• **To do**: Write out the listing from the line with "Reproduce this table" to the line with "string[]; value: string[]", both lines included, exactly and nothing beyond. Leave pictures out.

== Supplied entries ==

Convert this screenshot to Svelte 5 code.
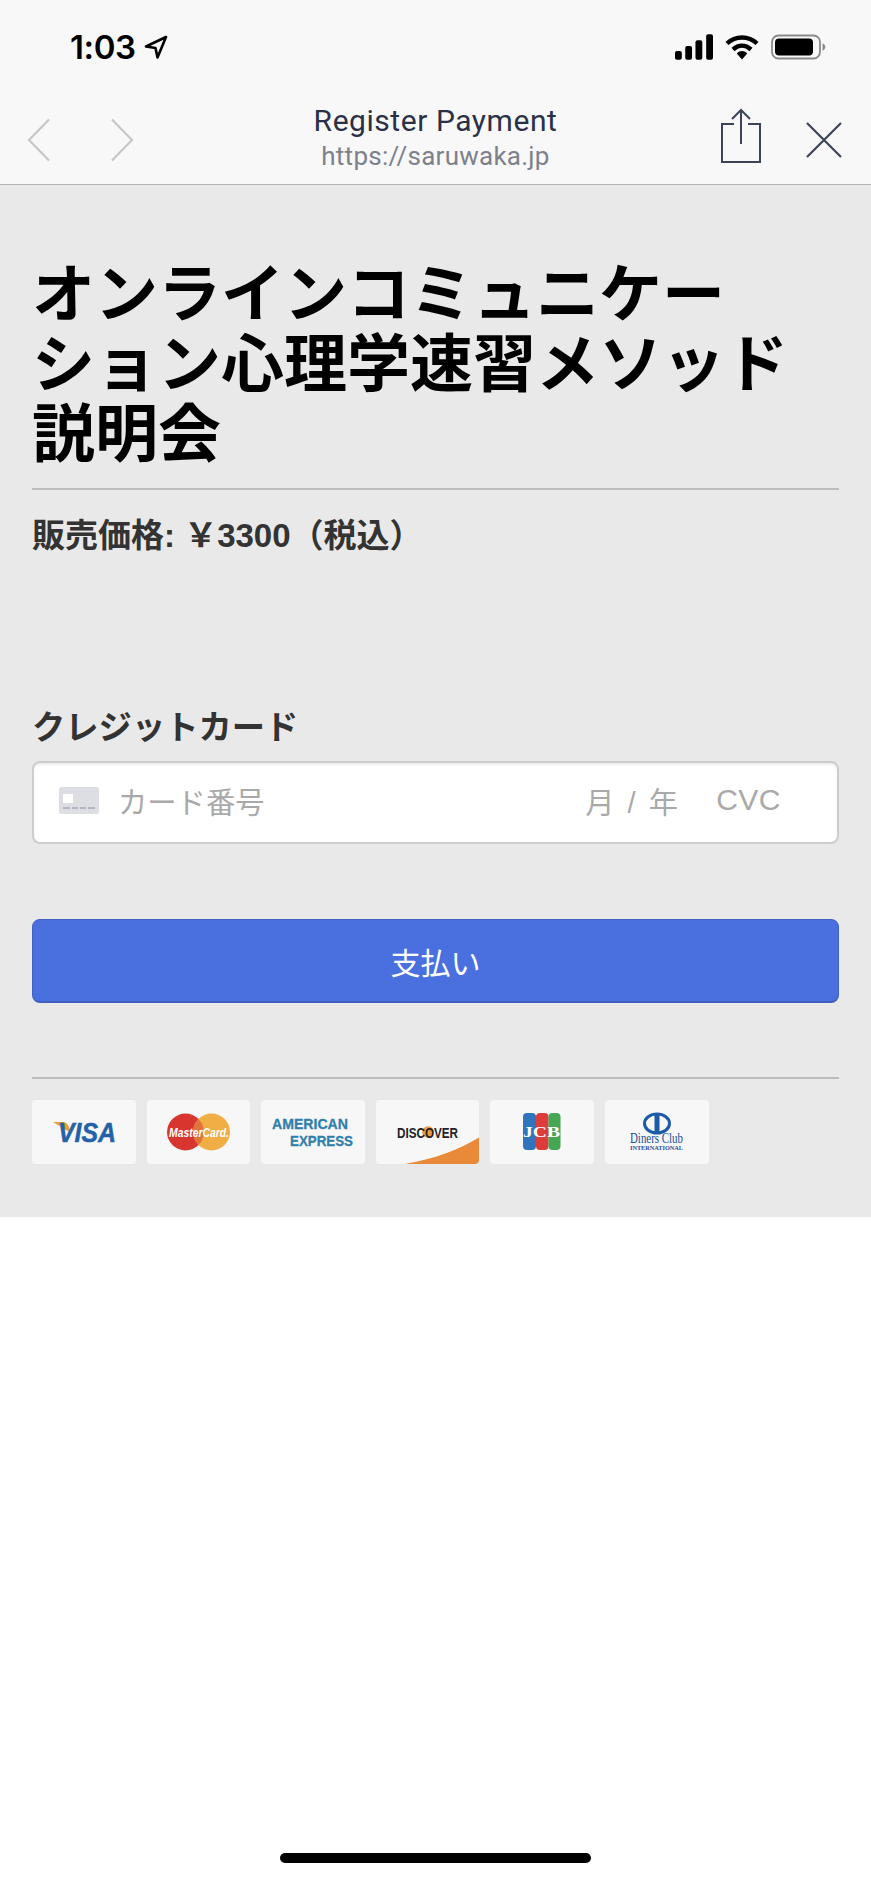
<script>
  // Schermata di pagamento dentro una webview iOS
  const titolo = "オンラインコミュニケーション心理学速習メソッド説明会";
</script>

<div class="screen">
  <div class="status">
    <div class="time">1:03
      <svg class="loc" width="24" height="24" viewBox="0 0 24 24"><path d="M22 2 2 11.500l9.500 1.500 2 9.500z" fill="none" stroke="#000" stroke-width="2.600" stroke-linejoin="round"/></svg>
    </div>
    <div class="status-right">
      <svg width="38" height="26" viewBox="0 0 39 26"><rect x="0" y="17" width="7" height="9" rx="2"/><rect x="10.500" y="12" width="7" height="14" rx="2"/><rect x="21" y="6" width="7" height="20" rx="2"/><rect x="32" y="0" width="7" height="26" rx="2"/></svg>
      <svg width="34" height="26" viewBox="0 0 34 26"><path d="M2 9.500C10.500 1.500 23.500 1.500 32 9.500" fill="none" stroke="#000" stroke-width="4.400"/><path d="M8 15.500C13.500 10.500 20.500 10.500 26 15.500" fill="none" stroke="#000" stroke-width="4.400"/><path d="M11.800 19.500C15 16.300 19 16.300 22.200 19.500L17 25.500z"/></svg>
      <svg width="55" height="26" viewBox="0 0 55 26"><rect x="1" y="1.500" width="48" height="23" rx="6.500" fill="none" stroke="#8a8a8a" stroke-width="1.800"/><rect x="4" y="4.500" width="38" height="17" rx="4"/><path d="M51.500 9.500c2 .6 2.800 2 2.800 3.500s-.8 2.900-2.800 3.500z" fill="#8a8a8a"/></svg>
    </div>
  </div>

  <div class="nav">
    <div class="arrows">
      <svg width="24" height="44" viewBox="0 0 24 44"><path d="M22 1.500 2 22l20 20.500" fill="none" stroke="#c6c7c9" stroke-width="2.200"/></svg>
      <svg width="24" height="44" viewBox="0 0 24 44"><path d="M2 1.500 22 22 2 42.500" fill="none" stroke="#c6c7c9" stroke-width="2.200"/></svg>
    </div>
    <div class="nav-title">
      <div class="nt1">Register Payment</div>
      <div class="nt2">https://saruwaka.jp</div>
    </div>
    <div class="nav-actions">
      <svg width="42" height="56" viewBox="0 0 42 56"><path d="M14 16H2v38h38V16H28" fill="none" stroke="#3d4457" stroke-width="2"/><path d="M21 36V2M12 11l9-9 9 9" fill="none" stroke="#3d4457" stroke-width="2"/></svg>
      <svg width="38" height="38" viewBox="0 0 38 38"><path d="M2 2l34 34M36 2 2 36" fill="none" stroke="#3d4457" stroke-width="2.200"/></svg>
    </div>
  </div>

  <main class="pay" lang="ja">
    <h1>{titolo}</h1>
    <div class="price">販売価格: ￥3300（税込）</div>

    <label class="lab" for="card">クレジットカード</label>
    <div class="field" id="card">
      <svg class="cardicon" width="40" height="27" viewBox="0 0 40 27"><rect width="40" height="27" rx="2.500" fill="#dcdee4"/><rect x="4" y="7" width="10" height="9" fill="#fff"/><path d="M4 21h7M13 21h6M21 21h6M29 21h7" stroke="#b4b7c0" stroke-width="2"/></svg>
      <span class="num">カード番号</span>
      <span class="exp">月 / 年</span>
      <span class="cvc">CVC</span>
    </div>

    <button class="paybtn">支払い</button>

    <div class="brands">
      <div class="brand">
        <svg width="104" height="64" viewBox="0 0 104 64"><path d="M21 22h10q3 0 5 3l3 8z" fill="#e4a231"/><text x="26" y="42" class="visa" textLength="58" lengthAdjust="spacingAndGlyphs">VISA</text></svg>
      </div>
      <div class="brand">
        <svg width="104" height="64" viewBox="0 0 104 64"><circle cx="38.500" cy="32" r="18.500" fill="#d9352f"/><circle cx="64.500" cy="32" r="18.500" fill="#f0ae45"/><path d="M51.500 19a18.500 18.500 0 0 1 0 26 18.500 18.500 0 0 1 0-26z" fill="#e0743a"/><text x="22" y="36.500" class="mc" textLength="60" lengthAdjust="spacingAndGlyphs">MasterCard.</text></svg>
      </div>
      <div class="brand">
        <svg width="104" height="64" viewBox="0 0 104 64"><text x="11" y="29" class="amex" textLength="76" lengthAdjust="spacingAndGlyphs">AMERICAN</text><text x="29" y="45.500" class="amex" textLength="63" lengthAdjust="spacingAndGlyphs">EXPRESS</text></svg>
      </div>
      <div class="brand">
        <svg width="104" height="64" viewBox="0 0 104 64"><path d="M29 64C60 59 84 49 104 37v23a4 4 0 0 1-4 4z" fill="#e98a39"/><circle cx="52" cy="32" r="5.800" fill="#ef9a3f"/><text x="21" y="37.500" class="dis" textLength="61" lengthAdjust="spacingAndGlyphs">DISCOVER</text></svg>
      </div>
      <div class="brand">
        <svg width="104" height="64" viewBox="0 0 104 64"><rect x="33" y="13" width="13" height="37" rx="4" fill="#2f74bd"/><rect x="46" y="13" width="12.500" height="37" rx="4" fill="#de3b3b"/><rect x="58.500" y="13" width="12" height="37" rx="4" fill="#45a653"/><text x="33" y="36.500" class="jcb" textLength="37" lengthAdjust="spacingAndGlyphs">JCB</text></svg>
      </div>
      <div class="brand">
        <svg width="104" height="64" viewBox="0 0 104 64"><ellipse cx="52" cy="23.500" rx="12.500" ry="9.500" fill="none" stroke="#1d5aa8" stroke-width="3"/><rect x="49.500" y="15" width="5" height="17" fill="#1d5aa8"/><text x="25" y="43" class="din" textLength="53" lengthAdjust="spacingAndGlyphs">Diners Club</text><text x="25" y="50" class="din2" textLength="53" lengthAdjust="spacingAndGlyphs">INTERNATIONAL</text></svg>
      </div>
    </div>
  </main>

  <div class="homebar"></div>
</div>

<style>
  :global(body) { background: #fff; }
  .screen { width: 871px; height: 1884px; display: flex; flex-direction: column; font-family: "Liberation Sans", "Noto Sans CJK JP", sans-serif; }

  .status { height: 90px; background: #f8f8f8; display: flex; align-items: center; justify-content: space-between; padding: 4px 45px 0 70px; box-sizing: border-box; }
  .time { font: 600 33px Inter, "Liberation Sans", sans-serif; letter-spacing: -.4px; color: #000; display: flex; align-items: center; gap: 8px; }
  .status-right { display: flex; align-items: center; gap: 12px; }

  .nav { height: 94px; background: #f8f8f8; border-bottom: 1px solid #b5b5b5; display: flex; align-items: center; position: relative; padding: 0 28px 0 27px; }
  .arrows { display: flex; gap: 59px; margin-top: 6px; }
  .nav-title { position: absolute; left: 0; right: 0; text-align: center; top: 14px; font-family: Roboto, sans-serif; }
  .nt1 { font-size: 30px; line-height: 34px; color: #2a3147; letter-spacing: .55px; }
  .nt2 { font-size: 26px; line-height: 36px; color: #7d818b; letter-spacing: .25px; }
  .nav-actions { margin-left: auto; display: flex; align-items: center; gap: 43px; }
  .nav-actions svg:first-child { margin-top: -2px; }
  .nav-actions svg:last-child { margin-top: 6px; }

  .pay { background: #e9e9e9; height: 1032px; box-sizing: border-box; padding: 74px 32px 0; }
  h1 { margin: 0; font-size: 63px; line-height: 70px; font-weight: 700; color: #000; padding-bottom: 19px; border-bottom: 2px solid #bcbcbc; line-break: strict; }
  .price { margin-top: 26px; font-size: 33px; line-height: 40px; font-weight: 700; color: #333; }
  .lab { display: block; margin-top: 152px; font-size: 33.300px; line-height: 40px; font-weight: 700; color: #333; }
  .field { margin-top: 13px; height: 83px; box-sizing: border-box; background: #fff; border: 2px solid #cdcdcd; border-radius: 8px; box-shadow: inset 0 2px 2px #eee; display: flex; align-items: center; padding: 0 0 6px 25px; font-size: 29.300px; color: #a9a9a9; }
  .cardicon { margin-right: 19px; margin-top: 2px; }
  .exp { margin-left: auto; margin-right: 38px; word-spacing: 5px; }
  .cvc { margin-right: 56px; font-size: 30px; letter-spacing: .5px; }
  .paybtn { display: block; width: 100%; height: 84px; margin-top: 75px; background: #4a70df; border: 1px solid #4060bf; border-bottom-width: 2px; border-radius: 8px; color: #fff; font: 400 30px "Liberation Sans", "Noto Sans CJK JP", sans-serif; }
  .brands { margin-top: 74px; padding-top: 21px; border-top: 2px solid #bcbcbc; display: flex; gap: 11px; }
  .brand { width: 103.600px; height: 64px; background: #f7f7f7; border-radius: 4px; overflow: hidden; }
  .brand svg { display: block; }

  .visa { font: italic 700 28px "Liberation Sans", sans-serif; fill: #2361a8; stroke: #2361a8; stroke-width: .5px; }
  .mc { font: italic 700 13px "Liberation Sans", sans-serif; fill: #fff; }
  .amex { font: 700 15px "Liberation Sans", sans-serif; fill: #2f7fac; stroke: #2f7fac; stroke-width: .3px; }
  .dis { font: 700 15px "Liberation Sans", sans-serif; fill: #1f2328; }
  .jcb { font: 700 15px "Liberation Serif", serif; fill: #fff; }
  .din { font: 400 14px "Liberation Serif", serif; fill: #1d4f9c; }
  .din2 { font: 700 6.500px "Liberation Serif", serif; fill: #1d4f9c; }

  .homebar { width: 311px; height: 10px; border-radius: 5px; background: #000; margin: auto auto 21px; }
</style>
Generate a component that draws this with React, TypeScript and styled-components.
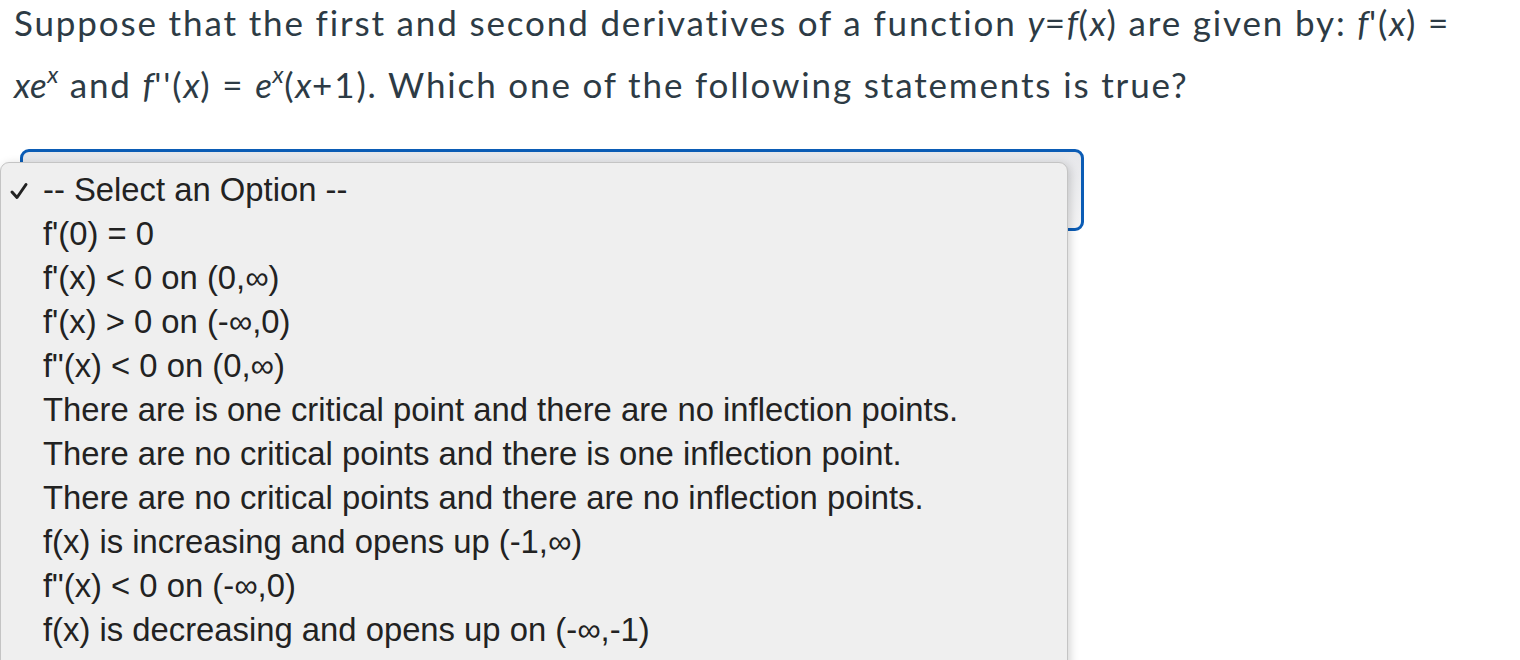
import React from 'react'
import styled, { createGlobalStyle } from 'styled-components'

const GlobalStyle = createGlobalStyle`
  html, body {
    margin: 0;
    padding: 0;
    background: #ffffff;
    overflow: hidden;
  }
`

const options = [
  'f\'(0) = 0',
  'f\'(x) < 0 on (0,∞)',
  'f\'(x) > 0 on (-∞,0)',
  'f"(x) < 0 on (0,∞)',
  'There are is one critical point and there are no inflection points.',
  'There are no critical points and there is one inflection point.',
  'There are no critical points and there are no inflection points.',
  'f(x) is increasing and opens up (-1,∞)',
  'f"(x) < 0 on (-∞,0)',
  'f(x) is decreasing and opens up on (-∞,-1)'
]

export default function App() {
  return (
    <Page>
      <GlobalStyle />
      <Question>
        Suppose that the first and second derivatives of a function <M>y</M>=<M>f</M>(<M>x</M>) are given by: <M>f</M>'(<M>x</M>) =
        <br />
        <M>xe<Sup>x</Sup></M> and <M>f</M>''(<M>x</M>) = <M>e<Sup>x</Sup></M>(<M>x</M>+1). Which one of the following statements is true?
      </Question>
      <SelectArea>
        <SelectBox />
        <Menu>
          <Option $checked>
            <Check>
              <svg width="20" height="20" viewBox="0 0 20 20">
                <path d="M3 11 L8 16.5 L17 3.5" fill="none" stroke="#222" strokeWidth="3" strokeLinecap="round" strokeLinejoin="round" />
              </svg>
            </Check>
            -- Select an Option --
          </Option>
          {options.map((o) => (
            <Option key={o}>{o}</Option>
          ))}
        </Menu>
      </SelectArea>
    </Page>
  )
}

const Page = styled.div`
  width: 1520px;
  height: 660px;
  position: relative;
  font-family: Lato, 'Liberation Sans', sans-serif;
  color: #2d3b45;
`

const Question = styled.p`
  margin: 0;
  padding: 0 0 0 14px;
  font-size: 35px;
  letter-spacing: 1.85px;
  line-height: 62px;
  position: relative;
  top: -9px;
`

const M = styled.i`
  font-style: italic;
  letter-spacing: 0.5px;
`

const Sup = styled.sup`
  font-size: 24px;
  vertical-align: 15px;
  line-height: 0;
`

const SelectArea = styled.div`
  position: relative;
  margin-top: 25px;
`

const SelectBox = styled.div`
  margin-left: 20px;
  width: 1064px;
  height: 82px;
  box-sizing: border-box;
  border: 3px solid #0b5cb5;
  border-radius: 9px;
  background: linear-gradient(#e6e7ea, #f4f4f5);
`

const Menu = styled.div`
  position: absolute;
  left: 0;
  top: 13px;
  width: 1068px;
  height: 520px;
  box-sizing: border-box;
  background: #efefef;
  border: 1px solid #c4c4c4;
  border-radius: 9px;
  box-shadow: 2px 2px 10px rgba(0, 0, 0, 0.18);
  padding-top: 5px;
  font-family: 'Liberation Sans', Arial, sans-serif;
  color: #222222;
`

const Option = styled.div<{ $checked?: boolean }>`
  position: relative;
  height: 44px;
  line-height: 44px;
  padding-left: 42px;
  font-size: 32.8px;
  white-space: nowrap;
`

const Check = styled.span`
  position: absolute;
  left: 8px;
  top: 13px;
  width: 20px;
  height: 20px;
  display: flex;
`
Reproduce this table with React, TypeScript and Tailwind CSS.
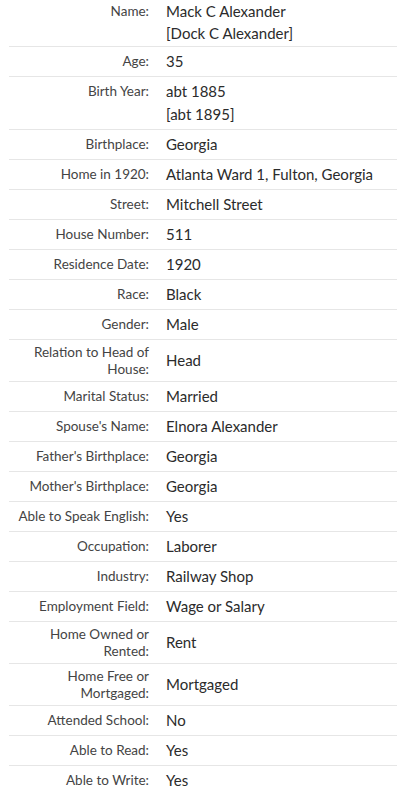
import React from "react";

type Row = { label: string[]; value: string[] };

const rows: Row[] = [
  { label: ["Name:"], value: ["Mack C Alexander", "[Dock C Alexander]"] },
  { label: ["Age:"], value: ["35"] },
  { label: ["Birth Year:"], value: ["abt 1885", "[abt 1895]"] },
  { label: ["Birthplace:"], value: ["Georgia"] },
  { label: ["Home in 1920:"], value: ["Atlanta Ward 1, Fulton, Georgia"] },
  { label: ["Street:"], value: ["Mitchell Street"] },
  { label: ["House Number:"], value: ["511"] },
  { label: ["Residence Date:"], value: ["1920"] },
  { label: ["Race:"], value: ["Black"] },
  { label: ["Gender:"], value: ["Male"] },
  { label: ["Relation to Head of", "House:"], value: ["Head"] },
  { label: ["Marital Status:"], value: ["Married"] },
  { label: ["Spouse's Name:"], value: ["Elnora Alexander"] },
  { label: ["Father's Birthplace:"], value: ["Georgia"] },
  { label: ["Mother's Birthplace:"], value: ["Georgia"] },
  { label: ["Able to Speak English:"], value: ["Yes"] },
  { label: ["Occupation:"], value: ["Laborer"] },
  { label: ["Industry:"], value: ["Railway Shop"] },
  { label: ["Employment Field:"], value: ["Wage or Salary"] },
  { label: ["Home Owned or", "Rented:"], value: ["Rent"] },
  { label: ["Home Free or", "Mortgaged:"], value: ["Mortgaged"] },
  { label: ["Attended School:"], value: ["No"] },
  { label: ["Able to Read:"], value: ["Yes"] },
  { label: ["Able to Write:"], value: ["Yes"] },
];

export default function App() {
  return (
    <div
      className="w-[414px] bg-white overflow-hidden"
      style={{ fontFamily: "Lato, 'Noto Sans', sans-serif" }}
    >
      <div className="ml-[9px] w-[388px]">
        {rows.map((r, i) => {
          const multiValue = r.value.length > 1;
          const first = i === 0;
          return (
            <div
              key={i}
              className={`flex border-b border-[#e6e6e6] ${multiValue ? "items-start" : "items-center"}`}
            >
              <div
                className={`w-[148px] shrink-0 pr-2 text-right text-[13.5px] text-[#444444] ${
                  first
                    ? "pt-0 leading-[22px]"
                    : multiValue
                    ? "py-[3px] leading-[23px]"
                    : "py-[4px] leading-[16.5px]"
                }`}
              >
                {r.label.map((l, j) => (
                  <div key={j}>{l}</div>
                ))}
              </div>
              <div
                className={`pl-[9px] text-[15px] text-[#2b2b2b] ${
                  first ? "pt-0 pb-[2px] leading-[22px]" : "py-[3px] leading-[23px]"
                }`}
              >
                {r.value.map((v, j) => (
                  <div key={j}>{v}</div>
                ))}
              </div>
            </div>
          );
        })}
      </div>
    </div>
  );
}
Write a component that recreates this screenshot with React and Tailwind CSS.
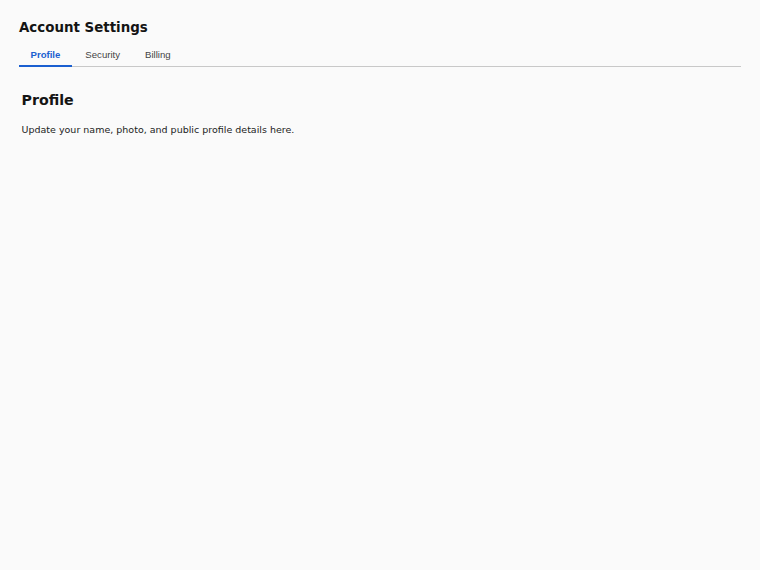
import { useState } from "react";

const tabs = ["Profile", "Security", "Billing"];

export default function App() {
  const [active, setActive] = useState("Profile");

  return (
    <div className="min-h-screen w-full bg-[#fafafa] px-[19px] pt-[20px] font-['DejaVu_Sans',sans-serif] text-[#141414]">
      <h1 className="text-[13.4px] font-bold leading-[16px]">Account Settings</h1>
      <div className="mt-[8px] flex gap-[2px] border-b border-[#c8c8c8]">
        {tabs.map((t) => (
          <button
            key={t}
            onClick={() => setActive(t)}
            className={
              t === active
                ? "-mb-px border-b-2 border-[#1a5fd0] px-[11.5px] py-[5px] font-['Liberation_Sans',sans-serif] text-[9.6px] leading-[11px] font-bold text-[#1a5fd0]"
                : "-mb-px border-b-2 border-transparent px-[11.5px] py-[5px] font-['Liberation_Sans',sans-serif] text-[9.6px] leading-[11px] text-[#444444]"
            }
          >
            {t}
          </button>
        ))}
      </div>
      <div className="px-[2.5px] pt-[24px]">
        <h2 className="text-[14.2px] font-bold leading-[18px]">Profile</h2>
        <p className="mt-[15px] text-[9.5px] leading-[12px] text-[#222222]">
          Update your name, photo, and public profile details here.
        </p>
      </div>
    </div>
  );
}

===

• **Exercise solution**:
Reproduce this table with React, TypeScript and Tailwind CSS.
import React from "react";

type Row = { label: string[]; value: string[] };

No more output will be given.